How to Use Sharpening Stones

We will provide you with recommended steps on how to use a sharpening stone so that you can start sharpening those dull knives and tools safely and efficiently.

Step #1: Choose the Right Grit or Coarseness

Determine the status of the knife or tool to be sharpened so that you will know what kind of sharpening stone to use. For example, if you need to hone a very dull knife, then you need to use a coarse sharpening stone.

The roughness will give your dull knife an edge but not a sharp one yet. You have to use a smoother stone to get a sharp edge for your blade.

Step #2: Select the Right Angle

You have to know the angle by which you will sharpen your knife to get the desired result. The right slant will depend on the kind of blade and where you will use it. Most sharpening stones come with an angle guide to help you out.

Step #3: Use Water or Oil

This step would depend on what kind of sharpening stone you are using: water for water stones and oil for oil stones. You don’t need much to lubricate the sharpening stone. Just a few drops will do.

Step #4: Sharpen the Knife

As we have mentioned above, we have to start with the coarse stone then gradually change to a different grit until we reach the sharpness of the blade we are after.

Put the blade on top of the stone at the right angle. Using a slicing motion, slide the knife across the stone starting from the heel and ending with the tip.

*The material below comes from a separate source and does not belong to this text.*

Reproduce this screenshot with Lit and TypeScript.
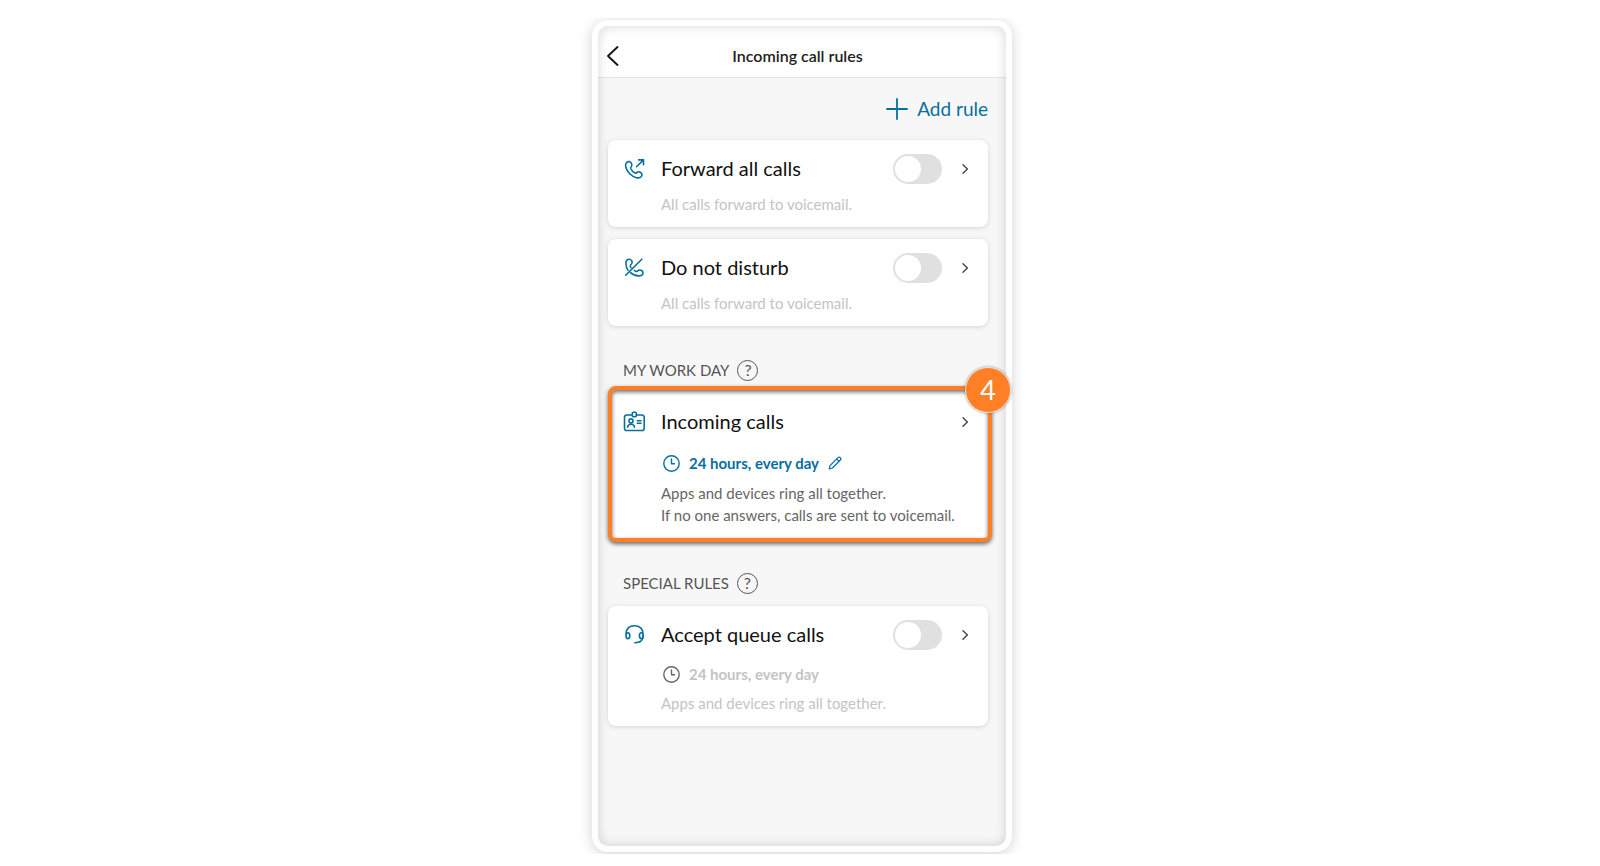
import { LitElement, html, css, svg, nothing } from "lit";
import { customElement, property } from "lit/decorators.js";

const handset = svg`<path d="M5.5 3.6C3 4 2.2 6.5 2.8 9C4 14 8.5 18.5 13.5 19.7C16 20.3 18.7 19.5 19 17C19.2 15 16.5 13.3 14.8 14C13.5 14.6 13.5 15.7 12 15C10 14 8.5 12.3 7.7 10.5C7.2 9.3 8.7 8.8 8.8 7.5C9 5.500 7.500 3.300 5.500 3.600Z"/>`;

const icons: Record<string, unknown> = {
  forward: svg`${handset}<path d="M13.5 8.7L20.5 1.9M15.7 1.9H20.5V6.7"/>`,
  dnd: svg`<path d="M5 13.2C3.6 11 2.9 8.5 2.9 6C2.9 3.5 4.5 2 6.5 2.2C8.7 2.5 9.7 4.7 8.8 6.5C8.2 7.7 7 8 7.3 9.3L7.9 10.6M7.6 15.6C9.5 17.4 12.5 18.8 15.5 18.9C18.2 19 20 18 20 16C20 13.8 17.6 12.5 15.8 13.2C14.5 13.7 14.2 14.9 12.8 14.4L11.2 13.4M2.7 18.2L18.8 2.2"/>`,
  badge: svg`<path d="M9.3 4H3.8A2.3 2.3 0 0 0 1.5 6.3V17.2A2.3 2.3 0 0 0 3.8 19.5H18.9A2.3 2.3 0 0 0 21.2 17.2V6.3A2.3 2.3 0 0 0 18.9 4H13.3"/><rect x="9.3" y="1.2" width="4" height="4.6" rx="1"/><circle cx="8" cy="9.9" r="2"/><path d="M4.6 16.2C4.9 13.6 6.2 13.2 8 13.2S11.2 13.6 11.5 16.2M14.3 9.8H18M14.3 12.3H18"/>`,
  headset: svg`<path d="M3.2 10C2.8 4.8 6.5 1.7 11.5 1.7S20.2 4.8 19.8 10M20.2 12.5C20 16.7 16.5 18.6 11.8 18.7"/><ellipse cx="4.9" cy="11.7" rx="1.9" ry="2.9"/><ellipse cx="18.3" cy="11.7" rx="1.9" ry="2.9"/>`,
};

interface Rule {
  icon: string;
  title: string;
  lines: string[];
  schedule?: string;
  toggle?: boolean;
  step?: string;
}

@customElement("rule-card")
export class RuleCard extends LitElement {
  @property({ attribute: false }) rule!: Rule;

  static styles = css`
    :host {
      display: block;
      font-family: Lato, "Liberation Sans", sans-serif;
    }
    .card {
      position: relative;
      padding: 14px 16px 12px 15px;
      background: #fff;
      border-radius: 8px;
      box-shadow: 0 1px 5px rgba(0, 0, 0, 0.14);
    }
    .card.marked {
      margin-right: -4px;
      padding: 17px 16px 12px 11px;
      border: 4px solid #ff7f27;
      box-shadow: 0 2px 4px rgba(0, 0, 0, 0.6), inset 0 2px 4px rgba(0, 0, 0, 0.6);
    }
    .top {
      display: flex;
      align-items: center;
      gap: 16px;
      height: 30px;
    }
    h3 {
      flex: 1;
      margin: 0;
      padding-bottom: 2px;
      font-size: 20px;
      line-height: 28px;
      font-weight: 400;
      color: #111;
    }
    svg {
      display: block;
      flex: none;
      fill: none;
      stroke: currentColor;
      stroke-linecap: round;
      stroke-linejoin: round;
    }
    .icon {
      width: 22px;
      height: 22px;
      color: #066f9f;
      stroke-width: 1.6;
    }
    .toggle {
      appearance: none;
      flex: none;
      width: 49px;
      height: 30px;
      margin: 0;
      padding: 2px;
      border-radius: 15px;
      background: #e0e0e0;
      cursor: pointer;
    }
    .toggle::before {
      content: "";
      display: block;
      width: 26px;
      height: 26px;
      border-radius: 50%;
      background: #fff;
    }
    .toggle:checked {
      background: #066f9f;
    }
    .toggle:checked::before {
      margin-left: auto;
    }
    button {
      display: flex;
      align-items: center;
      justify-content: center;
      padding: 0;
      border: 0;
      background: none;
      color: inherit;
      font: inherit;
      cursor: pointer;
    }
    .open {
      width: 14px;
      height: 30px;
      color: #444;
    }
    .body {
      margin: 9px 0 0 38px;
      font-size: 15px;
      line-height: 22px;
      color: #666;
    }
    .off .body {
      color: #c4c4c4;
    }
    .schedule {
      display: flex;
      align-items: center;
      gap: 9px;
      margin: 13px 0 7px;
      padding-left: 2px;
      font-weight: 700;
      color: #066f9f;
    }
    .marked .schedule {
      margin: 15px 0 8px;
    }
    .timed .body {
      margin-top: 0;
    }
    .off .schedule {
      color: #c4c4c4;
    }
    .off .clock {
      color: #666;
    }
    p {
      margin: 0;
    }
    .step {
      position: absolute;
      top: -23px;
      right: -23px;
      z-index: 3;
      display: flex;
      align-items: center;
      justify-content: center;
      box-sizing: border-box;
      width: 46px;
      height: 46px;
      border: 1px solid #f3e4da;
      border-radius: 50%;
      background: #ff7f27;
      box-shadow: 0 0 3px rgba(0, 0, 0, 0.4);
      font-size: 27px;
      line-height: 30px;
      color: #fff;
    }
  `;

  render() {
    const r = this.rule;
    const kind = `card ${r.step ? "marked" : ""} ${r.toggle ? "off" : ""} ${r.schedule ? "timed" : ""}`;
    return html`<article class=${kind}>
      <div class="top">
        <svg class="icon" viewBox="0 0 22 22" aria-hidden="true">${icons[r.icon]}</svg>
        <h3 id="title">${r.title}</h3>
        ${r.toggle
          ? html`<input class="toggle" type="checkbox" role="switch" aria-labelledby="title" />`
          : nothing}
        <button class="open" type="button" aria-labelledby="title">
          <svg width="10" height="12" viewBox="0 0 10 12" stroke-width="1.4"><path d="M3 1.8L7.4 6L3 10.2" /></svg>
        </button>
      </div>
      <div class="body">
        ${r.schedule
          ? html`<div class="schedule">
              <svg class="clock" width="17" height="17" viewBox="0 0 17 17" stroke-width="1.4" aria-hidden="true">
                <circle cx="8.5" cy="8.5" r="7.7" />
                <path d="M8.5 4V8.8H11.5" />
              </svg>
              <span>${r.schedule}</span>
              ${r.step
                ? html`<button type="button" aria-label="Edit">
                    <svg width="14" height="14" viewBox="0 0 14 14" stroke-width="1.2">
                      <path d="M1.2 12.8L2 9.6L10 1.6C11.5 .3 13.7 2.5 12.4 4L4.4 12Z M8.7 3L11 5.3" />
                    </svg>
                  </button>`
                : nothing}
            </div>`
          : nothing}
        ${r.lines.map((line) => html`<p>${line}</p>`)}
      </div>
      ${r.step ? html`<span class="step">${r.step}</span>` : nothing}
    </article>`;
  }
}

const general: Rule[] = [
  { icon: "forward", title: "Forward all calls", lines: ["All calls forward to voicemail."], toggle: true },
  { icon: "dnd", title: "Do not disturb", lines: ["All calls forward to voicemail."], toggle: true },
];

const workDay: Rule = {
  icon: "badge",
  title: "Incoming calls",
  schedule: "24 hours, every day",
  lines: ["Apps and devices ring all together.", "If no one answers, calls are sent to voicemail."],
  step: "4",
};

const special: Rule = {
  icon: "headset",
  title: "Accept queue calls",
  schedule: "24 hours, every day",
  lines: ["Apps and devices ring all together."],
  toggle: true,
};

@customElement("app-root")
export class AppRoot extends LitElement {
  static styles = css`
    :host {
      display: block;
      min-height: 100vh;
      box-sizing: border-box;
      padding: 18px 0 12px 4px;
      background: #fff;
      font-family: Lato, "Liberation Sans", sans-serif;
    }
    .stage {
      box-sizing: border-box;
      max-width: 452px;
      margin: 0 auto;
      padding: 2px 16px;
      overflow: hidden;
    }
    .phone {
      position: relative;
      display: flex;
      flex-direction: column;
      min-height: calc(100vh - 46px);
      border: 6px solid #fff;
      border-radius: 16px;
      background: #f7f7f7;
      background-clip: padding-box;
      box-shadow: 0 2px 14px rgba(0, 0, 0, 0.18);
    }
    .phone::after {
      content: "";
      position: absolute;
      inset: 0;
      z-index: 1;
      border-radius: 10px;
      box-shadow: inset 0 0 12px rgba(0, 0, 0, 0.16);
      pointer-events: none;
    }
    header {
      display: grid;
      grid-template-columns: 24px 1fr 24px;
      align-items: center;
      height: 51px;
      padding: 0 18px 0 9px;
      border-bottom: 1px solid #e4e4e4;
      border-radius: 10px 10px 0 0;
      background: #fff;
    }
    h1 {
      margin: 0;
      padding-top: 8px;
      font-size: 16px;
      line-height: 24px;
      font-weight: 600;
      text-align: center;
      color: #222;
    }
    button {
      padding: 0;
      border: 0;
      background: none;
      font: inherit;
      cursor: pointer;
    }
    .back {
      padding-top: 8px;
      color: #111;
      text-align: left;
    }
    svg {
      display: block;
      fill: none;
      stroke: currentColor;
      stroke-linecap: round;
      stroke-linejoin: round;
    }
    main {
      display: flex;
      flex-direction: column;
      padding: 16px 18px 24px 10px;
    }
    .add {
      display: flex;
      align-items: center;
      align-self: flex-end;
      gap: 9px;
      margin-bottom: 17px;
      font-size: 19px;
      line-height: 29px;
      color: #066f9f;
    }
    .list {
      display: grid;
      gap: 12px;
    }
    .section {
      display: flex;
      align-items: center;
      gap: 8px;
      margin: 33px 0 5px;
      padding-left: 15px;
      line-height: 22px;
      color: #555;
    }
    .section.spaced {
      margin: 30px 0 12px;
    }
    h2 {
      margin: 0;
      font-size: 15px;
      font-weight: 400;
    }
    .help {
      box-sizing: border-box;
      width: 21px;
      height: 21px;
      border: 1px solid #555;
      border-radius: 50%;
      font-size: 16px;
      line-height: 18px;
      color: #555;
    }
  `;

  render() {
    return html`<div class="stage">
      <div class="phone">
        <header>
          <button class="back" type="button" aria-label="Back">
            <svg width="12" height="20" viewBox="0 0 12 20" stroke-width="1.8"><path d="M10.5 1L1 10L10.5 19" /></svg>
          </button>
          <h1>Incoming call rules</h1>
        </header>
        <main>
          <button class="add" type="button">
            <svg width="22" height="22" viewBox="0 0 22 22" stroke-width="1.8"><path d="M11 1V21M1 11H21" /></svg>
            Add rule
          </button>
          <div class="list">${general.map((rule) => html`<rule-card .rule=${rule}></rule-card>`)}</div>
          <div class="section">
            <h2>MY WORK DAY</h2>
            <button class="help" type="button" aria-label="Help: my work day">?</button>
          </div>
          <rule-card .rule=${workDay}></rule-card>
          <div class="section spaced">
            <h2>SPECIAL RULES</h2>
            <button class="help" type="button" aria-label="Help: special rules">?</button>
          </div>
          <rule-card .rule=${special}></rule-card>
        </main>
      </div>
    </div>`;
  }
}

Make sure to maintain the correct angle while doing it. Do at least ten strokes for each side and continue until you reach your desired edge.

After which, flip the sharpening stone and then put the blade on top. Using a slicing motion, slide the knife across the stone from the tip to the heel. Do this until the blade is smooth.

Conclusion

Sharpening your tools is easy as long as you use the correct sharpening stone. There are a lot of sharpening stones to choose from today.

What is best for some may not be the one you need. In any purchase, we always have to consider what we need and what will be useful for us. Nonetheless, the process on how to use sharpening stones is the same and that is: start with the rough side and end with the smooth surface.